Honest question: When you said, "...a culture that denies a woman the right to control her reproductive rights, is not a culture of people." do you define a woman's "reproductive rights" as both the right to produce and the right to terminate that which she has produced? Just for clarity - no demonization intended.


Matt Churnock said...

I think Brian has a lot of good points/questions (and critiques) about the church and how it seems to choose what life it deems worthy to fight for. And how it seems to soap-box about one and ignore the other. I think that is extremely valid and should serve as a mirror to the nature of the church.

My personal stance is that life starts as conception. I think it is a stretch to say that it occurs at any other point down the line or before that. I also think that once this life is created (at conception) the 'rights' of the mother to not want the baby do not trump the 'rights' of the baby to be born. Your desire for me not to exist should not be treated higher than my desire to exist.

I think the church could be well served to dump half the resources from fighting abortion into preventing unwanted pregnancies in addition to taking care of the needs of those who have need.

I also think that much of the hoops and cost should be taken out of adoption (esp. as one who may begin that process soon) so that abortion would be the less desirable alternative.

shawn avery said...

yep. but i'll extend that to include the right to control conception, abort, give birth, and to also have a decision about giving birth knowing the child could be put up for adoption.

i also believe that abortion rights can be abused... just like any other right.

there are limits to freedom of speech, and there should be limits on the application of abortion.

i see little reason to abort an unborn in the 3rd trimester. often an abortion decision can be decided upon within the first trimester.

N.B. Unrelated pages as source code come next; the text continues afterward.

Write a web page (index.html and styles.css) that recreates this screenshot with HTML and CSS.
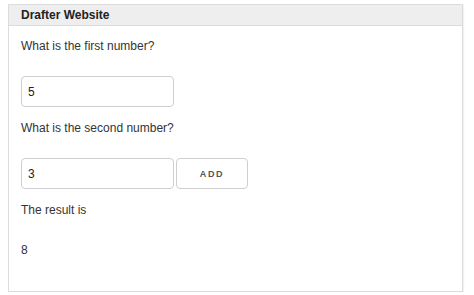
FILE: index.html
```html
<!DOCTYPE html>
<html lang="en">
<head>
    <meta charset="UTF-8">
    <meta name="viewport" content="width=device-width, initial-scale=1.0">
    <title>Drafter Website</title>
    <link rel="stylesheet" href="styles.css">
</head>
<body>
    <div class="site-frame">
        <div class="site-header">Drafter Website</div>
        <div class="site-body">
            <p class="field-label">What is the first number?</p>
            <div class="form-row">
                <input type="text" class="text-input" value="5">
            </div>
            <p class="field-label">What is the second number?</p>
            <div class="form-row">
                <input type="text" class="text-input" value="3">
                <button type="button" class="action-button">ADD</button>
            </div>
            <p class="field-label">The result is</p>
            <p class="result-value">8</p>
        </div>
    </div>
</body>
</html>
```

FILE: styles.css
```css
* {
    margin: 0;
    padding: 0;
    box-sizing: border-box;
    font-family: 'Liberation Sans', Arial, sans-serif;
}

body {
    background-color: white;
    margin: 4px 0 0 8px;
    color: #333;
    font-size: 12px;
}

.site-frame {
    width: 455px;
    height: 288px;
    border: 1px solid #dcdcdc;
    box-shadow: 1px 1px 1px rgba(0, 0, 0, 0.05);
}

.site-header {
    height: 21px;
    line-height: 20px;
    padding-left: 12px;
    background-color: #eeeeee;
    border-bottom: 1px solid #dcdcdc;
    font-weight: bold;
    color: #222;
}

.site-body {
    padding: 10px 12px;
}

.field-label,
.result-value {
    line-height: 20px;
    margin-bottom: 20px;
}

.form-row {
    display: flex;
    gap: 2px;
    margin-bottom: 11px;
}

.text-input {
    width: 153px;
    height: 31px;
    padding: 0 6px;
    border: 1px solid #cfcfcf;
    border-radius: 4px;
    font-size: 12px;
    color: #222;
}

.text-input:focus {
    outline: none;
    border-color: #999;
}

.action-button {
    width: 72px;
    height: 31px;
    background-color: white;
    border: 1px solid #cfcfcf;
    border-radius: 4px;
    font-size: 9px;
    font-weight: bold;
    letter-spacing: 1.6px;
    color: #555;
    cursor: pointer;
}

.action-button:hover {
    background-color: #f5f5f5;
}
```
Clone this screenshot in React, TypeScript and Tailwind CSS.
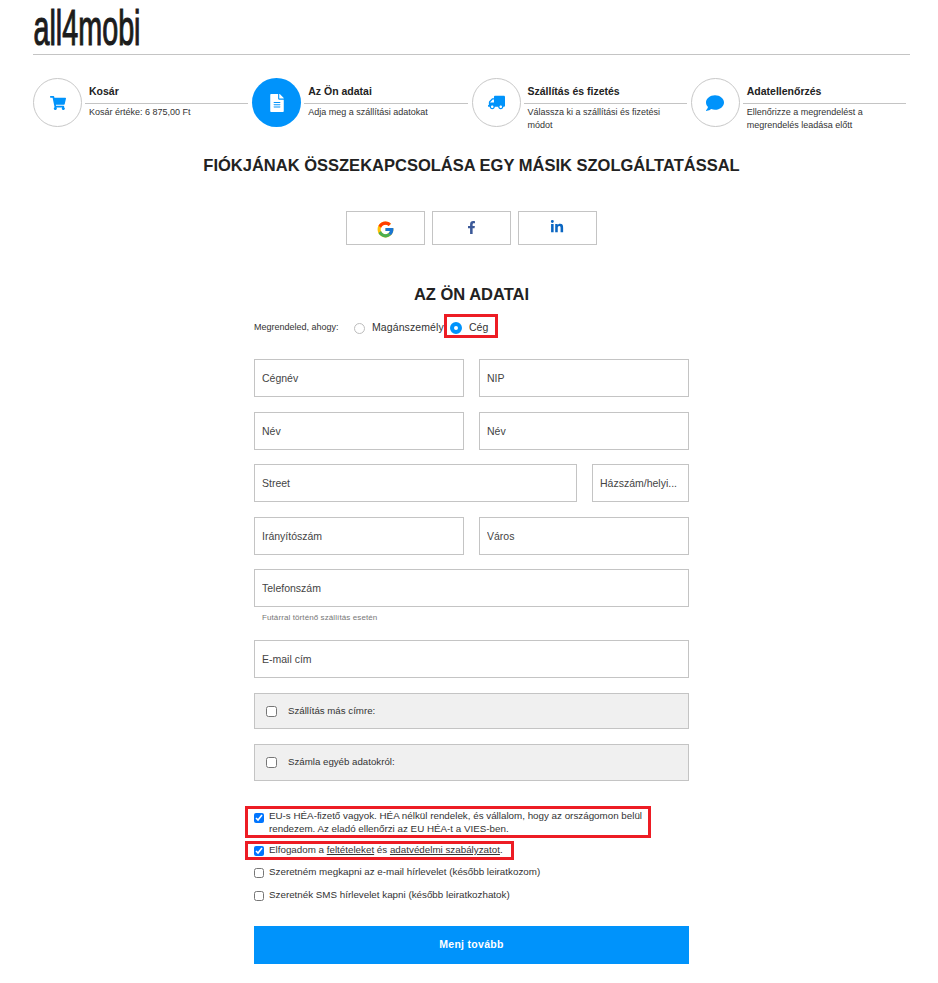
import { FaShoppingCart, FaFileAlt, FaTruck, FaComment, FaFacebookF, FaLinkedinIn } from "react-icons/fa";
import { FcGoogle } from "react-icons/fc";
import type { ReactNode } from "react";

function Step({ icon, title, sub, active }: { icon: ReactNode; title: string; sub: ReactNode; active?: boolean }) {
  return (
    <div className="flex h-[49px] items-start">
      <div
        className={
          active
            ? "flex h-[49px] w-[49px] shrink-0 items-center justify-center rounded-full bg-[#0093fb] text-white"
            : "flex h-[49px] w-[49px] shrink-0 items-center justify-center rounded-full border border-[#c8c8c8] bg-white text-[#0093fb]"
        }
      >
        {icon}
      </div>
      <div className="ml-[3px] mr-[4px] flex-1">
        <div className="h-[26px] border-b border-[#c4c4c4] pl-[4px] pt-[6px] text-[10.5px] font-bold leading-[14px] text-[#222]">{title}</div>
        <div className="pl-[4px] pt-[2px] text-[9px] leading-[12.5px] text-[#333]">{sub}</div>
      </div>
    </div>
  );
}

function Field({ label, className }: { label: string; className: string }) {
  return (
    <input
      readOnly
      placeholder={label}
      className={`h-[38px] min-w-0 border border-[#c4c4c4] bg-white px-[7px] text-[10.5px] outline-none placeholder:text-[#444] ${className}`}
    />
  );
}

function Box({ label, tall }: { label: string; tall?: boolean }) {
  return (
    <label className={`flex items-center border border-[#c4c4c4] bg-[#f0f0f0] pl-[11px] text-[9.7px] text-[#333] ${tall ? "h-[37px]" : "h-[36px]"}`}>
      <input type="checkbox" readOnly className="m-0 h-[11px] w-[11px] accent-[#0075ff]" />
      <span className="ml-[11px]">{label}</span>
    </label>
  );
}

export default function App() {
  return (
    <div className="h-[983px] w-[938px] overflow-hidden bg-white font-['Liberation_Sans',Arial,sans-serif] text-[#222]">
      <div className="mx-[33px] w-[877px]">
        <header className="h-[55px] border-b border-[#c4c4c4]">
          <svg width="240" height="50" viewBox="0 0 240 50" className="block">
            <text
              x="0.5"
              y="45"
              textLength="107"
              lengthAdjust="spacingAndGlyphs"
              fontSize="50"
              fontFamily="'Liberation Sans Narrow','Liberation Sans',sans-serif"
              fill="#1c1c1c"
              stroke="#1c1c1c"
              strokeWidth="1.2"
            >
              all4mobi
            </text>
          </svg>
        </header>

        <div className="mt-[23px] grid grid-cols-4">
          <Step icon={<FaShoppingCart size={16} />} title="Kosár" sub="Kosár értéke: 6 875,00 Ft" />
          <Step active icon={<FaFileAlt size={18} />} title="Az Ön adatai" sub="Adja meg a szállítási adatokat" />
          <Step icon={<FaTruck size={17} className="-scale-x-100" />} title="Szállítás és fizetés" sub="Válassza ki a szállítási és fizetési módot" />
          <Step icon={<FaComment size={18} />} title="Adatellenőrzés" sub="Ellenőrizze a megrendelést a megrendelés leadása előtt" />
        </div>

        <h1 className="mt-[29px] text-center text-[16.5px] font-bold leading-[18px] text-[#222]">
          FIÓKJÁNAK ÖSSZEKAPCSOLÁSA EGY MÁSIK SZOLGÁLTATÁSSAL
        </h1>

        <div className="mt-[37px] flex justify-center gap-[7px] pr-[1px]">
          <button className="flex h-[34px] w-[79px] items-center justify-center border border-[#c4c4c4] bg-white pt-[2px]"><FcGoogle size={19} /></button>
          <button className="flex h-[34px] w-[79px] items-center justify-center border border-[#c4c4c4] bg-white pb-[2px] text-[#3b5998]"><FaFacebookF size={13} /></button>
          <button className="flex h-[34px] w-[79px] items-center justify-center border border-[#c4c4c4] bg-white pb-[2px] text-[#0a66c2]"><FaLinkedinIn size={14} /></button>
        </div>

        <h2 className="mt-[40px] text-center text-[16.5px] font-bold leading-[18px] text-[#222]">AZ ÖN ADATAI</h2>

        <form className="ml-[221px] w-[435px]">
          <div className="mt-[18px] flex h-[14px] items-center text-[12px]">
            <span className="w-[100px] text-[9px] text-[#333]">Megrendeled, ahogy:</span>
            <span className="h-[11px] w-[11px] rounded-full border border-[#bdbdbd] bg-white" />
            <span className="ml-[7px] w-[78px] text-[10.5px] tracking-[0.1px] text-[#333]">Magánszemély</span>
            <span className="relative flex items-center">
              <span className="absolute left-[-6px] top-[-6px] h-[24px] w-[54px] border-[3px] border-[#ed1c24]" />
              <span className="h-[12px] w-[12px] rounded-full border-[4px] border-[#0093fb] bg-white" />
              <span className="ml-[7px] text-[10.5px] text-[#333]">Cég</span>
            </span>
          </div>

          <div className="mt-[24px] flex gap-[15px]">
            <Field label="Cégnév" className="w-[210px]" />
            <Field label="NIP" className="w-[210px]" />
          </div>
          <div className="mt-[15px] flex gap-[15px]">
            <Field label="Név" className="w-[210px]" />
            <Field label="Név" className="w-[210px]" />
          </div>
          <div className="mt-[14px] flex gap-[15px]">
            <Field label="Street" className="w-[323px]" />
            <Field label="Házszám/helyi..." className="w-[97px] px-[6px]" />
          </div>
          <div className="mt-[15px] flex gap-[15px]">
            <Field label="Irányítószám" className="w-[210px]" />
            <Field label="Város" className="w-[210px]" />
          </div>
          <Field label="Telefonszám" className="mt-[14px] block w-[435px]" />
          <p className="mt-[6px] pl-[8px] text-[8px] leading-[10px] tracking-[0.1px] text-[#777]">Futárral történő szállítás esetén</p>
          <Field label="E-mail cím" className="mt-[17px] block w-[435px]" />

          <div className="mt-[15px]"><Box label="Szállítás más címre:" /></div>
          <div className="mt-[15px]"><Box tall label="Számla egyéb adatokról:" /></div>

          <div className="mt-[25px] text-[9.8px] leading-[12.5px] text-[#333]">
            <label className="relative flex h-[32px] items-start pt-[4px]">
              <span className="absolute left-[-9px] top-0 h-[32px] w-[406px] border-[3px] border-[#ed1c24]" />
              <input type="checkbox" checked readOnly className="m-0 mt-[3px] h-[10px] w-[10px] shrink-0 accent-[#0075ff]" />
              <span className="ml-[5px] w-[380px]">EU-s HÉA-fizető vagyok. HÉA nélkül rendelek, és vállalom, hogy az országomon belül rendezem. Az eladó ellenőrzi az EU HÉA-t a VIES-ben.</span>
            </label>
            <label className="relative mt-[3px] flex h-[19px] items-center">
              <span className="absolute left-[-9px] top-0 h-[19px] w-[269px] border-[3px] border-[#ed1c24]" />
              <input type="checkbox" checked readOnly className="m-0 h-[10px] w-[10px] shrink-0 accent-[#0075ff]" />
              <span className="ml-[5px]">Elfogadom a <u>feltételeket</u> és <u>adatvédelmi szabályzatot</u>.</span>
            </label>
            <label className="mt-[3px] flex h-[19px] items-center">
              <input type="checkbox" readOnly className="m-0 h-[10px] w-[10px] shrink-0 accent-[#0075ff]" />
              <span className="ml-[5px]">Szeretném megkapni az e-mail hírlevelet (később leiratkozom)</span>
            </label>
            <label className="mt-[4px] flex h-[19px] items-center">
              <input type="checkbox" readOnly className="m-0 h-[10px] w-[10px] shrink-0 accent-[#0075ff]" />
              <span className="ml-[5px]">Szeretnék SMS hírlevelet kapni (később leiratkozhatok)</span>
            </label>
          </div>

          <button type="button" className="mt-[21px] h-[38px] w-[435px] bg-[#0093fb] text-[10.5px] font-bold tracking-[0.3px] text-white">Menj tovább</button>
        </form>
      </div>
    </div>
  );
}
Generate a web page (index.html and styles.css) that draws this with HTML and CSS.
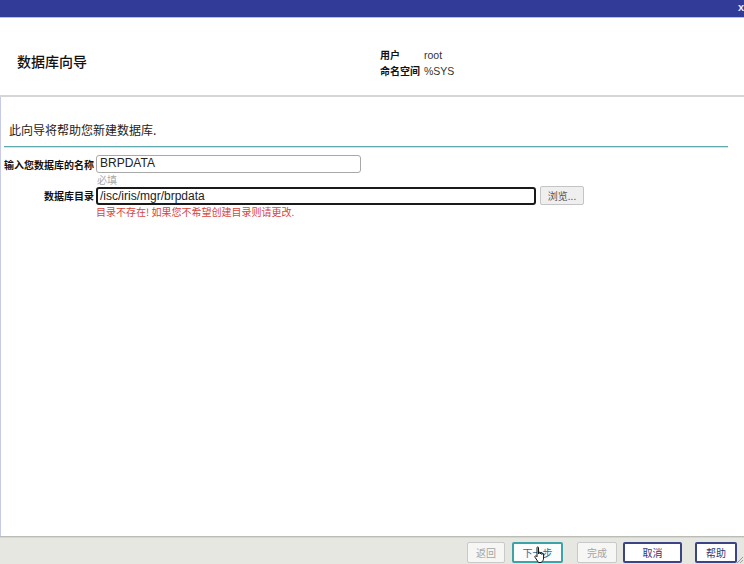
FILE: index.html
```html
<!DOCTYPE html>
<html lang="zh">
<head>
<meta charset="utf-8">
<title>数据库向导</title>
<link rel="stylesheet" href="styles.css">
</head>
<body>
<div class="page">
  <div class="titlebar"><span class="close">x</span></div>
  <div class="header">
    <div class="title">数据库向导</div>
    <div class="info">
      <span class="info-label">用户</span><span class="info-value">root</span>
      <span class="info-label">命名空间</span><span class="info-value">%SYS</span>
    </div>
  </div>
  <div class="main">
    <p class="intro">此向导将帮助您新建数据库.</p>
    <div class="rule"></div>
    <div class="form">
      <label class="label">输入您数据库的名称</label>
      <div class="field"><div class="input input-name">BRPDATA</div></div>
      <span></span>
      <div class="hint">必填</div>
      <label class="label">数据库目录</label>
      <div class="field">
        <div class="input input-dir">/isc/iris/mgr/brpdata</div>
        <button class="browse">浏览...</button>
      </div>
      <span></span>
      <div class="error">目录不存在! 如果您不希望创建目录则请更改.</div>
    </div>
  </div>
  <div class="footer">
    <button class="btn btn-disabled btn-back">返回</button>
    <button class="btn btn-next">下一步</button>
    <button class="btn btn-disabled btn-finish">完成</button>
    <button class="btn btn-cancel">取消</button>
    <button class="btn btn-help">帮助</button>
    <svg class="cursor" width="14" height="18" viewBox="0 0 14 18">
      <path d="M4 1.5c0-.8 1.5-.8 1.5 0V8l.2-1.2c0-.8 1.5-.8 1.5 0V8l.2-1c0-.8 1.5-.8 1.5 0V8.5l.2-.6c0-.8 1.5-.8 1.5 0V12c0 2-1 3.5-2.5 4.5H5.5L2.5 12c-.5-.8-1-1.5-.3-2 .6-.4 1.2 0 1.8.8V1.5z" fill="#fff" stroke="#111" stroke-width="1"/>
    </svg>
    <svg class="grip" width="8" height="8" viewBox="0 0 8 8">
      <path d="M7 1L1 7M7 4L4 7" stroke="#999" stroke-width="1"/>
    </svg>
  </div>
</div>
</body>
</html>
```

FILE: styles.css
```css
html, body {
  margin: 0;
  padding: 0;
}
body {
  font-family: "Liberation Sans", "Noto Sans CJK SC", Arial, sans-serif;
  color: #222;
  background: #fff;
}
.page {
  width: 744px;
  height: 564px;
  display: flex;
  flex-direction: column;
  overflow: hidden;
}
.titlebar {
  height: 17px;
  background: #333b98;
  border-bottom: 1px solid #b9bfdc;
  display: flex;
  justify-content: flex-end;
  overflow: hidden;
  flex: none;
}
.close {
  color: #e8ecff;
  font-weight: bold;
  font-size: 11px;
  line-height: 12px;
  margin-right: 0;
  margin-top: 1px;
}
.header {
  height: 68px;
  padding-top: 9px;
  border-bottom: 2px solid #d6d6d6;
  display: flex;
  align-items: center;
  flex: none;
}
.title {
  width: 363px;
  padding-left: 17px;
  font-family: "Noto Sans CJK SC", sans-serif;
  font-size: 14px;
  font-weight: 500;
  color: #111;
}
.info {
  display: grid;
  grid-template-columns: 44px auto;
  row-gap: 2px;
  font-size: 10px;
  line-height: 14px;
  margin-top: 3px;
}
.info-label {
  font-family: "Noto Sans CJK SC", sans-serif;
  font-weight: bold;
  color: #111;
}
.info-value {
  color: #333;
  font-size: 10.5px;
}
.main {
  flex: 1;
  border-left: 1px solid #c8cae9;
  padding-top: 25px;
}
.intro {
  margin: 0 0 0 8px;
  font-family: "Noto Sans CJK SC", sans-serif;
  font-size: 12px;
  line-height: 16px;
  color: #222;
}
.rule {
  margin: 8px 16px 0 3px;
  height: 1px;
  border-top: 1px solid #5fa9ad;
  background: #cfe5e6;
}
.form {
  display: grid;
  grid-template-columns: 93px 1fr;
  column-gap: 2px;
  margin-top: 7px;
  align-items: center;
}
.label {
  text-align: right;
  font-family: "Noto Sans CJK SC", sans-serif;
  font-weight: bold;
  font-size: 10px;
  color: #111;
}
.field {
  display: flex;
  align-items: center;
}
.input {
  box-sizing: border-box;
  height: 18px;
  line-height: 15px;
  font-size: 12px;
  color: #222;
  padding-left: 3px;
  border-radius: 3px;
  background: #fff;
}
.input-name {
  width: 265px;
  border: 1px solid #a8a8a8;
}
.input-dir {
  width: 440px;
  border: 2px solid #1a1a1a;
  line-height: 14px;
  padding-left: 2px;
}
.browse {
  margin-left: 4px;
  width: 44px;
  height: 19px;
  padding: 0;
  font-family: "Noto Sans CJK SC", sans-serif;
  font-size: 10px;
  color: #555;
  background: #efefef;
  border: 1px solid #c4c4c4;
  border-radius: 2px;
}
.hint {
  font-family: "Noto Sans CJK SC", sans-serif;
  font-size: 10px;
  line-height: 12px;
  color: #a8a8a8;
  padding-left: 1px;
  margin-top: 1px;
}
.error {
  font-family: "Noto Sans CJK SC", sans-serif;
  font-size: 10px;
  line-height: 14px;
  color: #d8443a;
}
.footer {
  position: relative;
  height: 28px;
  flex: none;
  border-top: 1px solid #bcbcb6;
  box-shadow: inset 0 1px 0 #d6d6d0;
  background: #e7e7e1;
  display: flex;
  justify-content: flex-end;
  align-items: flex-start;
  padding-top: 5px;
  padding-right: 7px;
  box-sizing: border-box;
}
.btn {
  height: 21px;
  padding: 0;
  font-family: "Noto Sans CJK SC", sans-serif;
  font-size: 10px;
  background: #fff;
  border-radius: 2px;
}
.btn-disabled {
  background: #f6f6f4;
  border: 1px solid #c9c9c9;
  color: #a5a5a5;
}
.btn-back { width: 38px; }
.btn-next {
  width: 51px;
  margin-left: 7px;
  border: 2px solid #3ea3a8;
  color: #2c6c9a;
  background: #fbfdfd;
}
.btn-finish { width: 40px; margin-left: 14px; }
.btn-cancel {
  width: 59px;
  margin-left: 6px;
  border: 2px solid #3c4488;
  color: #2f3778;
}
.btn-help {
  width: 42px;
  margin-left: 13px;
  border: 2px solid #3c4488;
  color: #2f3778;
}
.cursor {
  position: absolute;
  left: 533px;
  top: 9px;
}
.grip {
  position: absolute;
  right: 0;
  bottom: 0;
}
```
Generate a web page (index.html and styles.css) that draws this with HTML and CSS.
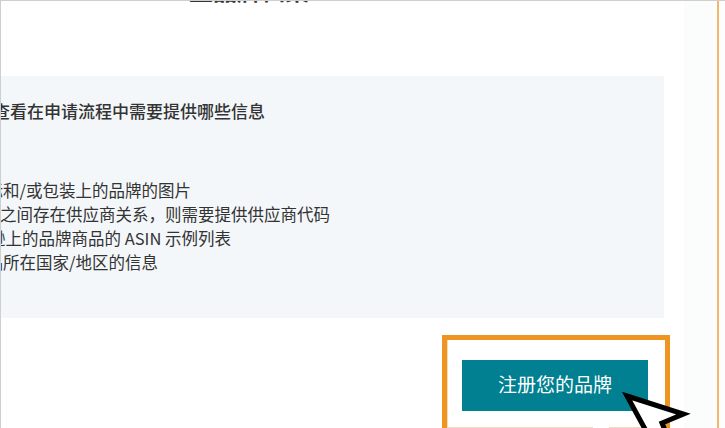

some people will argue that abortion should be legal or not legal, with no exceptions, but those people have little understanding on the law, the constructive nature of constitutional law, and the history of human rights in the western world, at least at it has evolved since the 1750's.

although i disagree with obama's neo-socialist policies in general, i do think that he has the right idea on abortion. a hybrid of his beliefs and mine might look something like this:


2. make efforts to prevent unwanted pregnancies.

3. promote adoption as an option, but present in a balanced manner.

4. make birth control WIDELY AVAILABLE. there are plenty of humans in the world. for example:

i read a while back that a tenth of a percent increase or decrease in population growth could save or end the human race by the year 2300.

if today's current population growth rates go unchanged, we will literally screw ourselves out of existence. that puts an interesting spin on the pro-life movement. here's an excerpt of the study i read:

"If fertility rates stabilize at 1.85, the population would shrink to 2.3 billion. If it went to 2.35, the population would balloon to 36.4 billion, which would put the planet on the brink of sustainability.

If fertility rates remained unchanged from the 2000 rate of 2.83, there would be 134 trillion people in 2300, impossible to sustain."

needless to say, i very tired of hearing fundamentalist-christo-fascists declare birth control a device of satan.

5. promote human sexual education

6. present the health risks of abortion.

7. where adoption is chosen. provide a safe, supportive environment.

anyone who has a problem with sexual education, has a problem with education in general, and thus, are promoting a culture of mass ignorati, i presume heavily weighed in favor of female sexual ignorance, which ironically would put the state of female education in line with that of many in the roles of leadership within much of christianity.

there is no place in our society for those who would deny people the basic understanding of basic human behavior.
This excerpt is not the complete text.